I’ve been studying some new research out of Brigham Young University, of all places.  As you know, the world of stocks is divided into the stock of small companies, middle-sized companies, and large companies.  Those stocks are called small-cap, mid-cap, and large-cap.

Stocks are further dividend into two “styles:”  growth or value.  Growth stocks have market prices that are expensive compared to the book-value of the companies.  Another characteristic of growth stock is that the market price is higher multiple of earnings than value stocks.  Most tech companies are growth stocks.  Almost all dividend-paying stocks are value stocks.
So we have small-cap value stocks, small-cap growth stocks, mid-cap value stocks, mid-cap growth stocks, large-cap value stocks, and large-cap growth stocks.  Now, which is the best investment?
The answer is they are all the best investment but at different times.  So, Brigham Young has looked at the past 23 years, since 1990.  Over that time frame, small-cap value stocks handily beat out all other stock groups.  Their average annual growth was 10.34% compared to 7.6% for large-cap growth stocks, as an  example.
But, are they more risky?  Investment strategists often use standard deviation to measure risk.  Brigham Young found risk was 19.11 for small-cap value stocks, lower than large-cap growth stocks, which was 22.22.

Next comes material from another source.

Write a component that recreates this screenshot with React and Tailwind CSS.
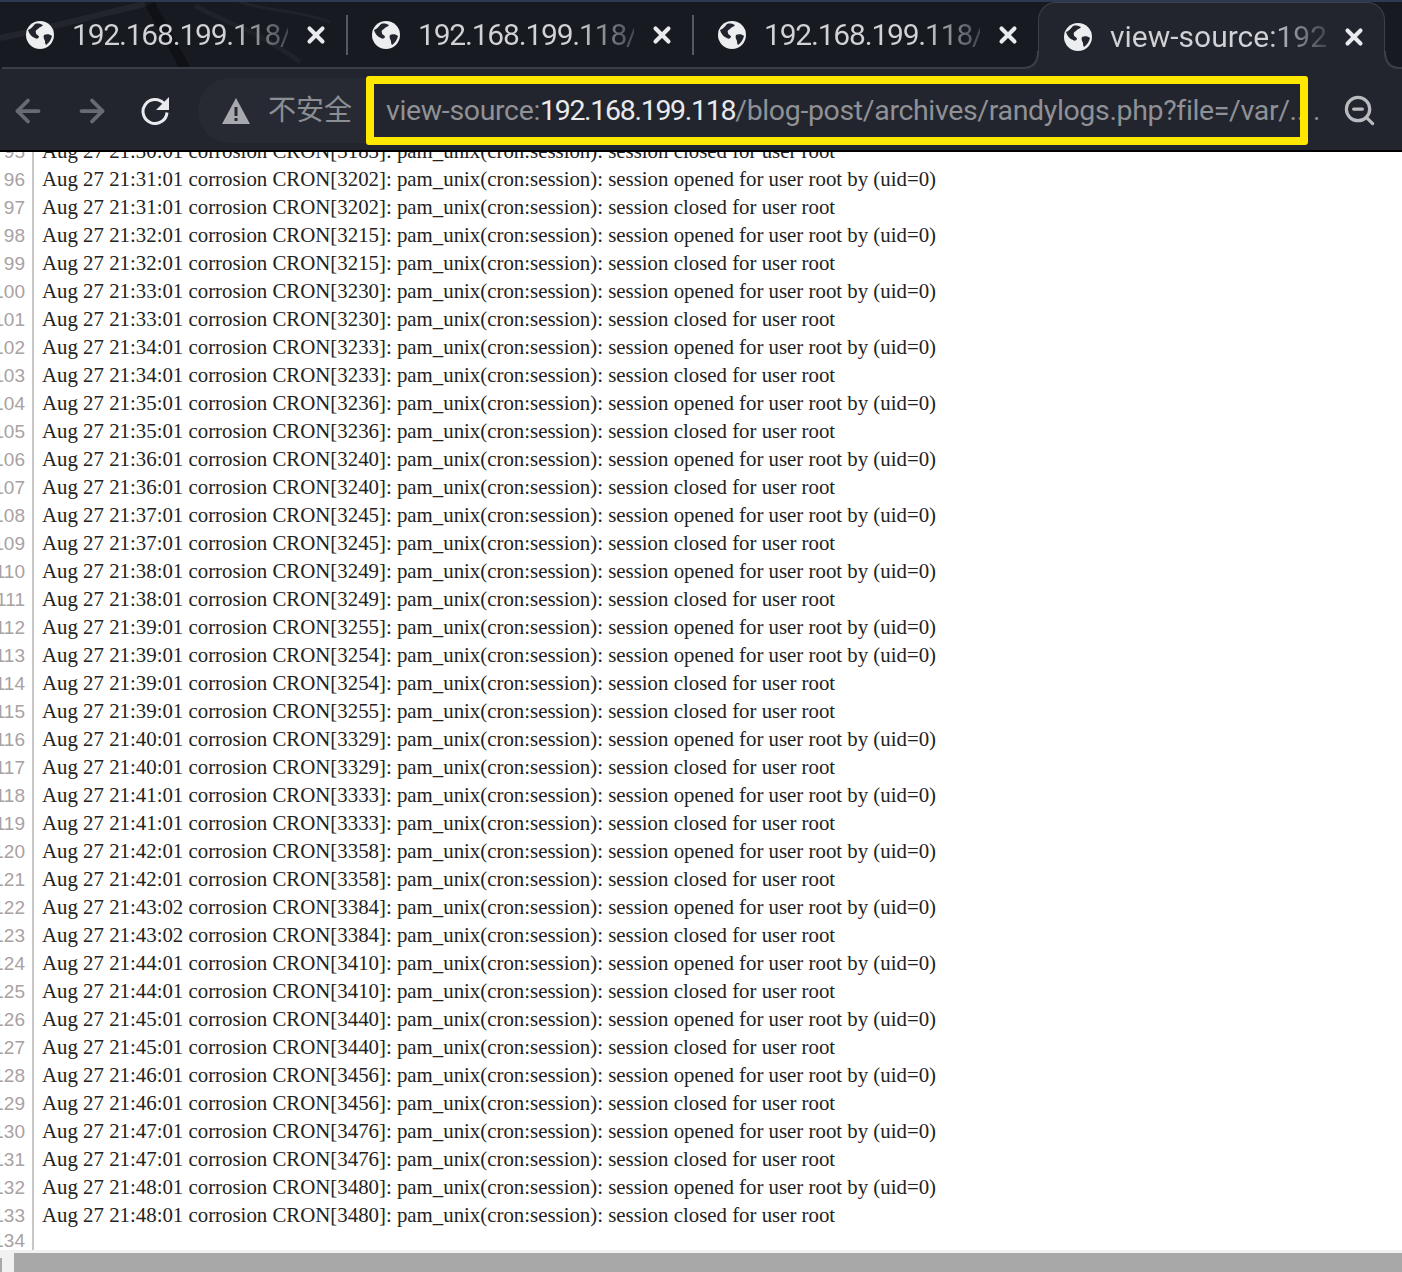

Should we park all our money into small-cap value stocks?  Of course not!  If you did, you would have missed the huge run-up in large-cap growth stocks during the tech-bubble of 1995-99 when they out-performed value stocks by a whopping 8.98% annually.  Looking at 5-year rolling returns, large-cap growth stocks have out-performed large-cap value stocks 58% of the time, while small-cap value out-performed small-cap growth 84% of the time.
While I will probably be more likely to increase my allocation to small-cap value stocks and will be less likely to sell small-cap value when I raise cash, this research is not written on stone tablets from Mount Sinai.  It covers only 23 years and — you’ve heard this before — past performance is no guarantee of future performance.